In this field, some model algorithms stand out, such as in CNN's surface defect detection model for industrial products, a migration learning strategy is used to fine-tune the pre-trained deep model to adapt to the defect detection task of specific industrial products. Experimental results show that the model performs well on a variety of industrial product surface defect detection tasks, with a detection accuracy of more than 95% and a detection speed that meets the real-time requirements of industrial production lines [8]. In addition, for detecting defects in electronic components, a detection method combining image segmentation and morphological processing is proposed. The method firstly uses image segmentation technology to separate the electronic components from the background, and then uses morphological processing technology to further process the segmented image in order to highlight the defective features. Experimental results show that the method can effectively identify defects such as scratches and cracks on the surface of electronic components, and the detection precision and recall rate reach a high level [9].

The application of this computer technology in modern society makes people's life very convenient. In the process of automobile manufacturing, the quality of painting is one of the important indicators for evaluating the quality of the whole vehicle. An automotive manufacturer introduced an automated computer vision-based painting defect detection system to achieve automatic detection of various defects such as scratches, orange peel, and flow hanging on the painted surface. The system uses a high-definition camera to collect images of the painted surface, and deep learning algorithms to identify and classify defects. Through practical application verification, the system significantly improves the coating quality and production efficiency, and reduces the defective product rate. In addition, defect detection in the semiconductor chip manufacturing process is critical to ensuring product quality. A chip manufacturer has adopted an automated defect detection system based on computer vision for high-precision detection of tiny defects on the chip surface. The system combines optical microscopy and deep learning techniques to identify defect features at the nanoscale. Experimental results show that the system performs well in the semiconductor chip defect detection task, with detection accuracy and efficiency reaching the international leading level. Also in the food packaging process, mixing foreign objects may lead to serious food safety problems. A food company introduced a computer vision-based foreign object detection system to automatically detect foreign objects in packaging. The system uses a high-resolution camera to scan the inside of the package, and analyses the image content through image processing techniques and machine learning algorithms to identify and flag any foreign objects that do not meet expectations. Experimental data shows that the system is able to efficiently and accurately detect a wide range of foreign objects, including metal fragments, glass slag, plastic particles, etc., effectively safeguarding the safety of food packaging and consumer health.

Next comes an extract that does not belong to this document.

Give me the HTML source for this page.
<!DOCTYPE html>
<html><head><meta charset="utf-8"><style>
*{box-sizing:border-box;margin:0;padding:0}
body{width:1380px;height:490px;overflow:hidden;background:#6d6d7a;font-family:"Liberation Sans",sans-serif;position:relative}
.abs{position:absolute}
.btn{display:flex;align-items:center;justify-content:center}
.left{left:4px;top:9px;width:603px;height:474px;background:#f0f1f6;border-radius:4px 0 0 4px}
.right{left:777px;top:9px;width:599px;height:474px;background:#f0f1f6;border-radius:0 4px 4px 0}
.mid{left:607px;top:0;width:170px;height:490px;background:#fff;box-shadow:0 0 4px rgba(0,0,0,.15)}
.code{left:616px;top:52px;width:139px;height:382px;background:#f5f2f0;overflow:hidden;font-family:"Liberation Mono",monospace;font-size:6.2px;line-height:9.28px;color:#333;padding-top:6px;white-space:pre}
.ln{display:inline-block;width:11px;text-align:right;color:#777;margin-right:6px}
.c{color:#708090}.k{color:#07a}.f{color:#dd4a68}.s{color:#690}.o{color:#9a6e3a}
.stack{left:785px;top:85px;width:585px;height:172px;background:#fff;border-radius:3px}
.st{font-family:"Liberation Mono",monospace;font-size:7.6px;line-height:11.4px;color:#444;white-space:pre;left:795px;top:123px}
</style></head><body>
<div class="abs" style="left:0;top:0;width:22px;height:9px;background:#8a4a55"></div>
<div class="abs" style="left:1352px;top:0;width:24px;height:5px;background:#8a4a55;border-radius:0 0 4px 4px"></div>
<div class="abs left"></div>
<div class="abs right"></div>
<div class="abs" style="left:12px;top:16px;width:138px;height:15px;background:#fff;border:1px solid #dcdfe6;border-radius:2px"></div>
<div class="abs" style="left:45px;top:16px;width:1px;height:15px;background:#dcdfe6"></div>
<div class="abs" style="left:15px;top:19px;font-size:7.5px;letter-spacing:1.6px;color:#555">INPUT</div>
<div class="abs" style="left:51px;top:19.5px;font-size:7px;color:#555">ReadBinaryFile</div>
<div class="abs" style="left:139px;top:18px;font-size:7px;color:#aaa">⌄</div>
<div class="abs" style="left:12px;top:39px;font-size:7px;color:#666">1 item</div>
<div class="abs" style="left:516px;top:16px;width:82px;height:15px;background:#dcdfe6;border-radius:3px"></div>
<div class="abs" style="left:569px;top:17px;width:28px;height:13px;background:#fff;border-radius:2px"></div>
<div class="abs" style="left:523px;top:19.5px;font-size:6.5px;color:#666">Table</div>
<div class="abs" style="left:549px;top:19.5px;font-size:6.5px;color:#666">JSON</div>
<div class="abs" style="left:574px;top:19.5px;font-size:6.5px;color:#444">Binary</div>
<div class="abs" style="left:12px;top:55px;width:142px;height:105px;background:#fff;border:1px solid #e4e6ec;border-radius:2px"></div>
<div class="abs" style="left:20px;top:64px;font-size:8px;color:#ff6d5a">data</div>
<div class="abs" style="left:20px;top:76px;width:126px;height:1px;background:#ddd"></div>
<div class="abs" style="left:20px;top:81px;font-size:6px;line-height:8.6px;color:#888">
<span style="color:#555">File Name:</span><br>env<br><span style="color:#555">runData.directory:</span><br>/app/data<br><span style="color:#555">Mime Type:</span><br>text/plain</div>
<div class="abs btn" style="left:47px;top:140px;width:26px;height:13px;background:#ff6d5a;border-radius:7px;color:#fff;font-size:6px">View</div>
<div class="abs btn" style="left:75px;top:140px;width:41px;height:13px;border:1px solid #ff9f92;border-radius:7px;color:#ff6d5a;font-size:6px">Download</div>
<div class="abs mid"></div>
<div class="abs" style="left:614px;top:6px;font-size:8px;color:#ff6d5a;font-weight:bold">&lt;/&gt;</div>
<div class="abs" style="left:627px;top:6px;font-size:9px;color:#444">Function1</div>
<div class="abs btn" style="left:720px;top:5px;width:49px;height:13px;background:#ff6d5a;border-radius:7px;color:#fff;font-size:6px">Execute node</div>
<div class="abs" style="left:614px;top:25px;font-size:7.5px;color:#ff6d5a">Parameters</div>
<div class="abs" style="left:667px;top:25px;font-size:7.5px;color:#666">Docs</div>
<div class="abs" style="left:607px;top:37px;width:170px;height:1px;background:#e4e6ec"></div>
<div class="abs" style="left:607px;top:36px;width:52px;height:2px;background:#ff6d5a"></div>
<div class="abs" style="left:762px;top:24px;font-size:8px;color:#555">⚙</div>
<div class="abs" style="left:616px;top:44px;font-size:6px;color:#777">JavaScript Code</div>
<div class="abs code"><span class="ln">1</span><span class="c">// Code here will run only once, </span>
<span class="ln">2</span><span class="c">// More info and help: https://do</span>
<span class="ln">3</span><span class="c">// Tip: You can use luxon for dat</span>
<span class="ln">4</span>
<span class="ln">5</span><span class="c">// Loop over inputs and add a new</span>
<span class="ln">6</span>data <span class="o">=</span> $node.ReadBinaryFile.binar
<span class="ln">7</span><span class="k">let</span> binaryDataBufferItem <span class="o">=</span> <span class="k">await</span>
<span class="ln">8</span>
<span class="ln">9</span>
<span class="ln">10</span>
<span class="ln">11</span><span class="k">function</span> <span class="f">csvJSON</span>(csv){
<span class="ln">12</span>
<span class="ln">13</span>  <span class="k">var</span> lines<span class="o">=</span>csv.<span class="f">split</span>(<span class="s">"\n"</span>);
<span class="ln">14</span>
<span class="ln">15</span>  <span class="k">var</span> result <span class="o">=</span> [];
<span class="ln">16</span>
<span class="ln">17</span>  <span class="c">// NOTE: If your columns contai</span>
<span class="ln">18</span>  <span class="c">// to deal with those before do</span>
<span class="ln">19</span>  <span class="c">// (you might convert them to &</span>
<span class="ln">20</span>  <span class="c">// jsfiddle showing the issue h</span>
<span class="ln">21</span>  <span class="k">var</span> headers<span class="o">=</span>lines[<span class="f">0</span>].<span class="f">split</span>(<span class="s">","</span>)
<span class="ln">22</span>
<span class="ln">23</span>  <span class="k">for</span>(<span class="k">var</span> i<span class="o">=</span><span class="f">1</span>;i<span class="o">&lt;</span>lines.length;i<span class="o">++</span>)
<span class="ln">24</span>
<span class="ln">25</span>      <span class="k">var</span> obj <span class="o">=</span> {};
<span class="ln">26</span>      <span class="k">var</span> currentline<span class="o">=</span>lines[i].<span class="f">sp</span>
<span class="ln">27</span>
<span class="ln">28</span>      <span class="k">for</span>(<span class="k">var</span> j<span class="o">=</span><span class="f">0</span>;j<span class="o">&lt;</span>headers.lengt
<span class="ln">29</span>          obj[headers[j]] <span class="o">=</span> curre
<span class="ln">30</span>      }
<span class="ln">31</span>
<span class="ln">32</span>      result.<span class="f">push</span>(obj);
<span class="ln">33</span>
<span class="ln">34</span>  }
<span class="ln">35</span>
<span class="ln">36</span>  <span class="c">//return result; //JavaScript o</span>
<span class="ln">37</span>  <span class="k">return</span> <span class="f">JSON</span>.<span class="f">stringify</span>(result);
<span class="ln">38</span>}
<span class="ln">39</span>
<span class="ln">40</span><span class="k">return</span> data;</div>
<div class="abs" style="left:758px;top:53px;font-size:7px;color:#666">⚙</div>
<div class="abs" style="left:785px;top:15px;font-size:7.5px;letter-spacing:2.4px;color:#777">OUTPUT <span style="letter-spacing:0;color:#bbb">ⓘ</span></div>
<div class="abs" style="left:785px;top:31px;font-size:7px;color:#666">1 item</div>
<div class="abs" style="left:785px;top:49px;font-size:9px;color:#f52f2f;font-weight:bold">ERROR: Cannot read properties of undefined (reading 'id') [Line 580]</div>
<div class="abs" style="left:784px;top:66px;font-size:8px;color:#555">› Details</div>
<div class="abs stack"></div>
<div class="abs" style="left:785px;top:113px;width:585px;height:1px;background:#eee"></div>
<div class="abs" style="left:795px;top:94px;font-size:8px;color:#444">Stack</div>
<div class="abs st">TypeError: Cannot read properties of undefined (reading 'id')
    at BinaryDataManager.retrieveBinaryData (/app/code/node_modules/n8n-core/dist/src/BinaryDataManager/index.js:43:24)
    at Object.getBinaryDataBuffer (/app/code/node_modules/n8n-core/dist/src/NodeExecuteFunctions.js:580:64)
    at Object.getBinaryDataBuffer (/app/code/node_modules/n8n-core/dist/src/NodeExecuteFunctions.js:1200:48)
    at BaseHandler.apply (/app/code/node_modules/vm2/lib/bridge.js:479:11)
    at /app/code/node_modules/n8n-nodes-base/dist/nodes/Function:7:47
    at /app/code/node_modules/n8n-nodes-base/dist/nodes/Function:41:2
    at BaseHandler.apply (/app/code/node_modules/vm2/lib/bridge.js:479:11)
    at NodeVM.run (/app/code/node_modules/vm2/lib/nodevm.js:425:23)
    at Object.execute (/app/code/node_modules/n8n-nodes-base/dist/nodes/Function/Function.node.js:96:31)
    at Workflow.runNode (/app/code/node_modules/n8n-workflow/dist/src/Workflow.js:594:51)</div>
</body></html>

Of course, in the future, the automated defect detection computation of computer vision will also face many tests. With the continuous maturity of deep learning technology, the future automated defect detection system based on computer vision will be more dependent on the deep learning model. Therefore, it is necessary to have more efficient and accurate deep learning architectures, such as lightweight networks, attention mechanisms, etc., to adapt to the detection needs of different industrial scenarios. Meanwhile, new technologies such as cross-modal learning and self-supervised learning will also bring new breakthroughs in the field of defect detection. In order to further improve the accuracy and comprehensiveness of defect detection, future systems will tend to fuse multi-source data, such as images, sounds, vibration signals, etc., to obtain richer product information. In addition, combined with big data analysis and intelligent decision-making technology, the system is able to automatically adjust the inspection parameters and optimize the inspection strategy to achieve a more intelligent inspection process. In industrial production lines, real-time and robustness are important indicators of the performance of defect detection systems. To address these challenges, future research will focus more on improving the real-time response speed and anti-interference ability of the system to ensure stable and reliable operation in the complex and changing industrial environment. With the popularity of defect detection technology and the expansion of the scope of application, the development of uniform technical standards and interface specifications has become an urgent task. In the future, more international organizations and enterprises will participate in the development and promotion of standards to promote compatibility and interoperability between different systems and reduce the cost of system integration and maintenance. In automated defect detection systems, a large amount of sensitive production data and user privacy information is involved. Therefore, future systems will pay more attention to data security and privacy protection issues. Measures such as encryption technology, access control, and data desensitization are used to ensure the legally compliant use and safe storage of data.

Automated defect detection systems based on computer vision play an increasingly important role in the field of intelligent manufacturing. Through continuous technological innovation and optimization in areas such as algorithm efficiency and hardware upgrades, the system has made significant progress in terms of detection accuracy, real-time performance and robustness. However, in the face of increasingly complex industrial environments and changing inspection needs, future research still needs to focus on key issues such as the integration of deep learning techniques, multi-source data fusion, real-time and robustness improvement, standardization and interoperability, and privacy protection and data security. It is believed that in the near future, the automated defect detection system based on computer vision will be widely used in more fields and contribute more to the development of intelligent manufacturing

4. Conclusion

This paper presents an automated defect detection system based on computer vision, which aims to improve the stability and consistency of industrialized product production quality. Through three key technologies: image acquisition and pre-processing, feature extraction and selection, and defect recognition and classification, the system can take advantage of its high efficiency, accuracy, non-contact, and other advantages to achieve the ultimate goal. That is, to achieve real-time monitoring and automatic detection of products on the production line, significantly increasing detection efficiency and accuracy while reducing human intervention and misjudgment. The key part of this system is computer vision and related deep learning algorithms. The key part is computer vision and deep learning algorithms. At present, many model algorithms in deep learning stand out, enabling detection accuracy and speed to meet the needs of industrial production lines, showing great potential, but the system is still facing great tests, such as privacy and security protection issues. I believe that in the future, these problems will be solved one by one, and with the emergence of a variety of efficient computer models, the detection accuracy, real-time performance and robustness of the system will be further improved, and its application areas and development prospects will be broader.